The 2014–17 Brazilian drought is a severe drought affecting the southeast of Brazil including the metropolitan areas of São Paulo and Rio de Janeiro. In São Paulo, it has been described as the worst drought in 100 years.[1][2] The city of São Paulo appeared to be affected the most and by the beginning of February many of its residents were subjected to sporadic water cutoffs.[3] Rain at the end of 2015 and in early 2016 brought relief, however, long term problems in water supply remain in São Paulo state.[4]

Minas Gerais and Espírito Santo still being affected by drought in 2016 due to the 2014–16 El Niño event. In these areas the rains are irregular since 2014 and the drought worsened from 2015.[5][6][7] Over 50% of the Brazil was affected, as the drought spanned sections of all nine northeastern states. Between 2012-2015, the federal government decreed a state of “public calamity” over 6,200 times due to the droughts.[8]

This is the worst drought in Brazil in the last 100 years, according to the O Estado de S. Paulo in September 2017.[9]
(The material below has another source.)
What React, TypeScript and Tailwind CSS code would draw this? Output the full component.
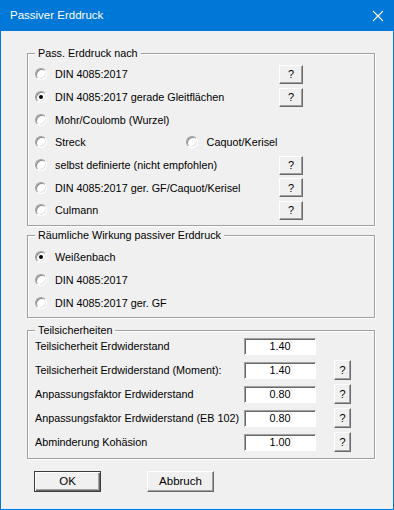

Smoke wildfires near Coronel Fabriciano, Minas Gerais, in October 2015.

Usually the rainy season starts in November,[10] but lack of rain in the 2014/15 season led to a major shortfall in the water supply in the states of São Paulo, Rio de Janeiro, and Minas Gerais.[1][11] With major reservoirs operating at their lowest capacity (the main reservoir system of Cantareira supplying São Paulo being at only 6% of its capacity in early February[1][12]) officials at São Paulo warned about extended rationing as water may run out before the next rainy season in November 2015.[10] In response, the water utility of São Paulo, Sabesp, has reduced water pressure in the system. It also started to impose punitive tariffs on users who use more than in previous years.[13] By early February residents had started to recycle and hoard water.[12]
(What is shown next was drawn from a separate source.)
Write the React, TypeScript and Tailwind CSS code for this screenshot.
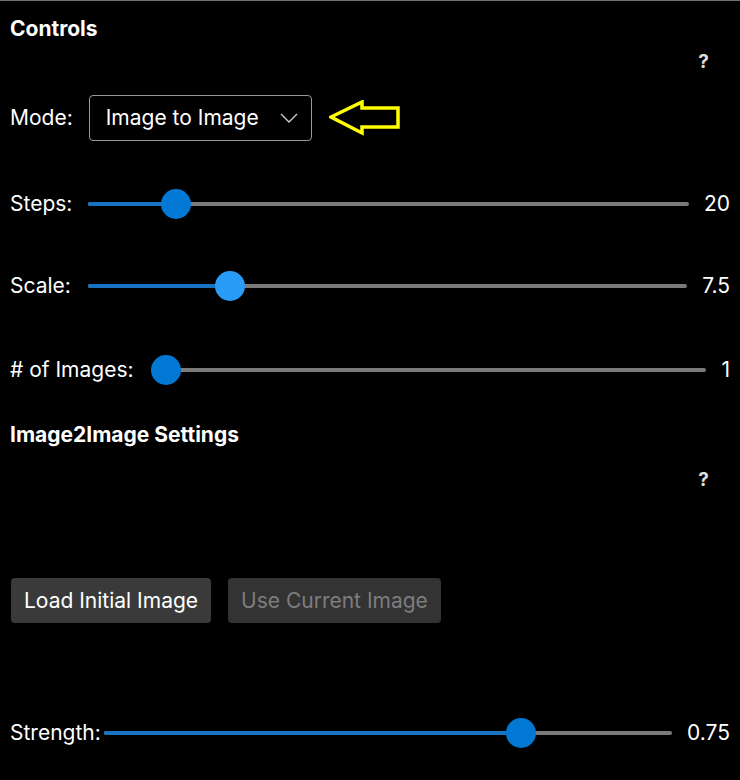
const font = { fontFamily: "Inter, 'Noto Sans', sans-serif" };

type SliderProps = {
  label: string;
  value: string;
  frac: number;
  gapLeft: string;
  mt: string;
  hover?: boolean;
};

const Slider = ({ label, value, frac, gapLeft, mt, hover }: SliderProps) => {
  const center = `calc(15px + ${frac} * (100% - 30px))`;
  return (
    <div className={`flex items-center h-[40px] pl-[10px] pr-[10px] ${mt}`}>
      <span className={`text-[21px] text-white ${gapLeft}`}>{label}</span>
      <div className="relative flex-1 h-[30px] flex items-center">
        <div className="w-full h-[4px] rounded-full bg-[#7a7a7a]" />
        <div
          className="absolute left-0 top-[13px] h-[4px] rounded-full bg-[#1a72c2]"
          style={{ width: center }}
        />
        <div
          className={`absolute top-0 w-[30px] h-[30px] rounded-full ${
            hover ? "bg-[#299cf7]" : "bg-[#0078d4]"
          }`}
          style={{ left: `calc(${center} - 15px)` }}
        />
      </div>
      <span className="text-[21px] text-white ml-[15px] text-right">{value}</span>
    </div>
  );
};

const Help = ({ mt }: { mt: string }) => (
  <div className={`flex justify-end pr-[31px] h-[24px] items-center ${mt}`}>
    <span className="text-[19px] font-bold text-[#dcdcdc]">?</span>
  </div>
);

export default function App() {
  return (
    <div className="w-[740px] h-[780px] bg-black border-t border-[#6e6e6e] overflow-hidden" style={font}>
      <div className="pt-[16px] pl-[10px] text-[21px] leading-[24px] font-bold text-white">Controls</div>
      <Help mt="mt-[9px]" />

      <div className="flex items-center pl-[10px] mt-[21px] h-[46px]">
        <span className="text-[21px] text-white mr-[16px]">Mode:</span>
        <div className="flex items-center justify-between w-[223px] h-[46px] border border-[#999999] rounded-[4px] pl-[16px] pr-[13px]">
          <span className="text-[21px] text-white">Image to Image</span>
          <svg width="18" height="10" viewBox="0 0 18 10">
            <path d="M1 1 L9 9 L17 1" fill="none" stroke="#d0d0d0" strokeWidth="1.3" />
          </svg>
        </div>
        <svg width="72" height="36" viewBox="0 0 72 36" className="ml-[17px]">
          <path
            d="M2 17 L33 2 L33 8 L69 8 L69 27 L33 27 L33 33 Z"
            fill="none"
            stroke="#ffff00"
            strokeWidth="3.5"
            strokeLinejoin="miter"
          />
        </svg>
      </div>

      <Slider label="Steps:" value="20" frac={0.128} gapLeft="mr-[16px]" mt="mt-[43px]" />
      <Slider label="Scale:" value="7.5" frac={0.224} gapLeft="mr-[17px]" mt="mt-[42px]" hover />
      <Slider label="# of Images:" value="1" frac={0} gapLeft="mr-[17px]" mt="mt-[44px]" />

      <div className="mt-[33px] pl-[10px] text-[21px] leading-[24px] font-bold text-white">Image2Image Settings</div>
      <Help mt="mt-[21px]" />

      <div className="flex gap-[17px] pl-[11px] mt-[86px]">
        <button className="h-[45px] px-[13px] rounded-[4px] bg-[#3a3a3a] text-[21px] text-white">
          Load Initial Image
        </button>
        <button className="h-[45px] px-[13px] rounded-[4px] bg-[#333333] text-[21px] text-[#7d7d7d]">
          Use Current Image
        </button>
      </div>

      <Slider label="Strength:" value="0.75" frac={0.748} gapLeft="mr-[3px]" mt="mt-[90px]" />
    </div>
  );
}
At the beginning of the dry season in early May 2015, the water crisis continued and water reservoirs in the São Paulo area were insufficiently filled.[14] Work was underway to link up various reservoirs to make better use of existing water resources.[14] By October 2015 the Cantareira reservoirs contained 12% of their capacity while the polluted Billings Reservoir had 20%.[15]

With the arrival of the rainy season at the end of 2015, the drought situation improved. In February 2016 torrential downpours caused flooding in São Paulo.[16] Water levels at Cantareira had recovered from 20 percent capacity at the beginning of December to almost 50 percent by mid February 2016.[4] However, Minas Gerais and Espírito Santo still being affected by drought in 2016, and in 5 May the Espírito Santo Government declared a state of emergency across the state as the drought worsened.[7]
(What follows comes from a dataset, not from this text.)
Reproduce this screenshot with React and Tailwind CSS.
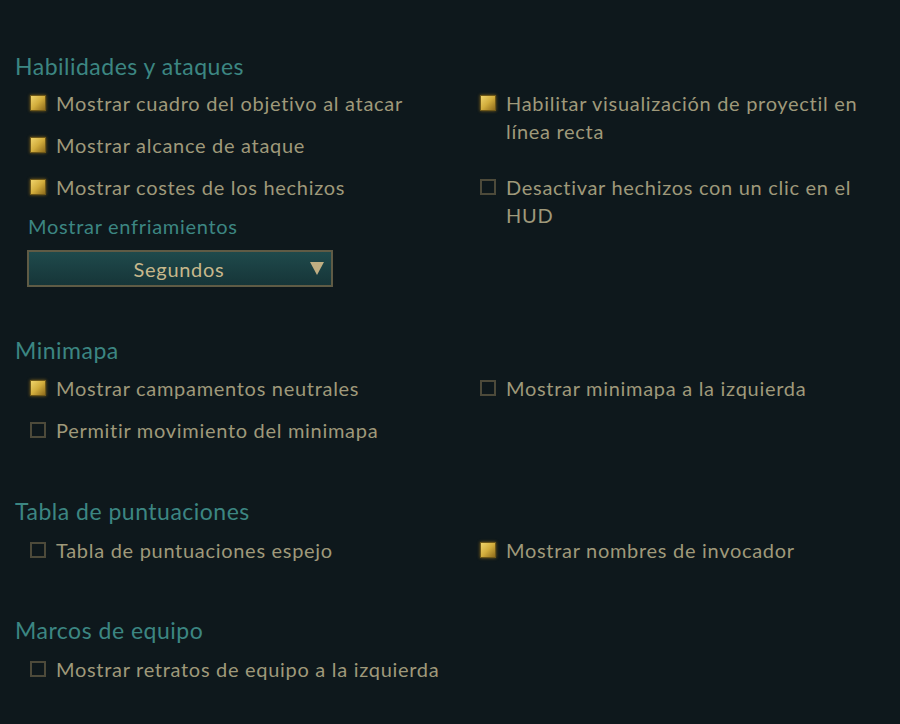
import React from 'react';

const Box = ({ on }) =>
  on ? (
    <span className="mt-[6px] w-[16px] h-[16px] shrink-0 border border-[#6d5719] bg-gradient-to-br from-[#f0d46a] via-[#d2ad3c] to-[#8f6c1c] shadow-[0_0_3px_#7a5f1a]" />
  ) : (
    <span className="mt-[6px] w-[16px] h-[16px] shrink-0 border-2 border-[#4d4a3a]" />
  );

const Item = ({ on, children }) => (
  <div className="flex items-start gap-[10px]">
    <Box on={on} />
    <span className="leading-[28px]">{children}</span>
  </div>
);

const Heading = ({ children, className }) => (
  <h2 className={'text-[23px] leading-[30px] tracking-[0.5px] text-[#3c8682] ' + className}>{children}</h2>
);

export default function App() {
  return (
    <div
      className="w-[900px] h-[724px] bg-[#0e181c] pl-[15px] pt-[51px] text-[20px] tracking-[0.7px] text-[#9f997a]"
      style={{ fontFamily: 'Lato, "Open Sans", sans-serif' }}
    >
      {/* Habilidades y ataques */}
      <Heading>Habilidades y ataques</Heading>
      <div className="grid grid-cols-[450px_420px] pl-[15px] mt-[8px]">
        <div className="flex flex-col gap-[14px]">
          <Item on>Mostrar cuadro del objetivo al atacar</Item>
          <Item on>Mostrar alcance de ataque</Item>
          <Item on>Mostrar costes de los hechizos</Item>
          <div className="-mt-[3px] -ml-[2px] leading-[28px] text-[#3c8682]">Mostrar enfriamientos</div>
          <div className="-mt-[4px] -ml-[3px] w-[306px] h-[37px] border-2 border-[#5f5b45] bg-gradient-to-b from-[#1f4a4c] to-[#163538] flex items-center relative">
            <span className="flex-1 text-center text-[#c7b88c] pr-[2px]">Segundos</span>
            <svg className="absolute right-[6px] top-[9px]" width="16" height="15" viewBox="0 0 16 15">
              <path d="M1 1 H15 L8 14 Z" fill="#bfae82" />
            </svg>
          </div>
        </div>
        <div className="flex flex-col gap-[28px]">
          <Item on>
            Habilitar visualización de proyectil en
            <br />
            línea recta
          </Item>
          <Item>
            Desactivar hechizos con un clic en el
            <br />
            HUD
          </Item>
        </div>
      </div>

      {/* Minimapa */}
      <Heading className="mt-[48px]">Minimapa</Heading>
      <div className="grid grid-cols-[450px_420px] pl-[15px] mt-[9px]">
        <div className="flex flex-col gap-[14px]">
          <Item on>Mostrar campamentos neutrales</Item>
          <Item>Permitir movimiento del minimapa</Item>
        </div>
        <div className="flex flex-col">
          <Item>Mostrar minimapa a la izquierda</Item>
        </div>
      </div>

      {/* Tabla de puntuaciones */}
      <Heading className="mt-[52px]">Tabla de puntuaciones</Heading>
      <div className="grid grid-cols-[450px_420px] pl-[15px] mt-[10px]">
        <Item>Tabla de puntuaciones espejo</Item>
        <Item on>Mostrar nombres de invocador</Item>
      </div>

      {/* Marcos de equipo */}
      <Heading className="mt-[51px]">Marcos de equipo</Heading>
      <div className="pl-[15px] mt-[10px]">
        <Item>Mostrar retratos de equipo a la izquierda</Item>
      </div>
    </div>
  );
}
There was concern that an unresolved water crisis may impact the 2016 Olympic Games.[17] In 2017, the rains remained extremely irregular in Minas Gerais,[18] Espírito Santo[19] and most parts of the regions Central-West and Northeast. This is the worst drought in Brazil in the last 100 years, according to the O Estado de S. Paulo in September 2017.[9]

Potential causes[edit]

The drought situation is not unexpected. São Paulo is experiencing its third consecutive year of diminished rain falls.[10] A drought situation was already experienced in early 2014.[20] Water management is poor, pipes leak, and the infrastructure is old.[1] Past reports by scientists, environmentalists and technical experts were overridden by real estate developers and industrial and agricultural interests.[10] Further, lack of protection of watersheds and reservoirs has polluted water sources and made it difficult to bring usable water to the market.[10] The expansion of deforestation activities into the Amazon basin has been linked to the reduction of rainfall in the south of Brazil.[1][3][10] Even if the Amazon's evaporation was enough to generate flying rivers, urban heat islands coupled with a heat wave prevented the arrival of humid air masses that generate rain. In turn, Brazilian regions on the way to the Southeast had an uprise of rain, to the point the Central-West and Southern regions suffered from floods.[21]

Effect on crop production[edit]

Brazil is the world's third-largest agricultural exporter, and the sector represents approximately 6% of the country's GDP. Irrigation for agriculture accounts for 72% of water use in Brazil, compared to just 9% for urban consumption. Less water supply for crop production lead to "The Agricultural Economy Institute" stating that 2014 accounted for São Paulo's worst agricultural losses in half a century.[22]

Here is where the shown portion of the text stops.